My daughter Sanna must have been around ten years old, or maybe just a little less. We lived in Denmark at the time, at an International College for adults. Caroline must have been in her early forties, a successful black woman from Chicago who had enrolled for a summer course at the college. Bright, passionate and contemplative, Caroline was at crossroads in her life, searching for that elusive something that would bring meaning and joy.

It was a Sunday morning and Sanna and I were walking in the grounds and we ran into Caroline who was out for a walk. Sanna was carrying an empty basket in her hands, pretending to be shopping. Caroline greeted her with her customary smile and said, “What have you got in that basket, honey“? Sanna replied with a smile, “Everything”.

I watched as the smile left Caroline’s face and a strange stillness entered her. The incongruence between a little girl’s perspective of abundance, and Caroline’s struggle for meaning despite a hugely successful career began to dawn upon her. There were tears in her eyes as she left us. I met Caroline again a couple of days later. She had made the time to ponder over her feelings of emptiness, and there was a new light in her eyes. The fog had lifted a bit.

“If the doors of perception were cleansed every thing would appear … as it is, Infinite..”, wrote William Blake more than a hundred years ago. We perceive through a fog of thoughts and emotions, and what we end up seeing is a projection of our anxieties, beliefs and fears. Like the shadows on the walls of the cave in Plato’s story, we end up seeing a mere reflection of our “selves”, but assume it to be real.

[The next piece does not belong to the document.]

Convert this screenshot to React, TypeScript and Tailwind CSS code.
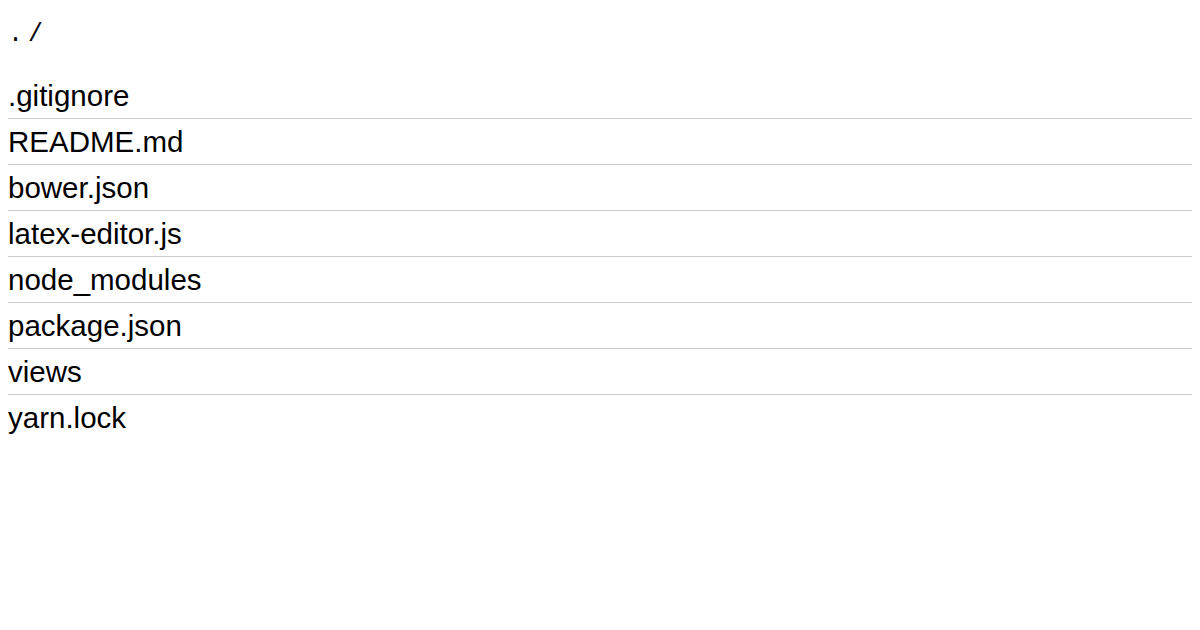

Everything we do begins with what and how we perceive, and yet somehow this seems to be weakest link in how we make sense of the world and respond to it. Weighed down by holding on to the ghosts of the past, and held prisoner by illusions about the future, we remain trapped in a reality of our own making. But every once in a while we are reminded about a different reality, one that blows apart the narrow caverns through which we gaze at the world. These moments – like the one that Caroline experienced – are precious, if we choose to make them so.

 

Otherwise we remain doomed to look but not see.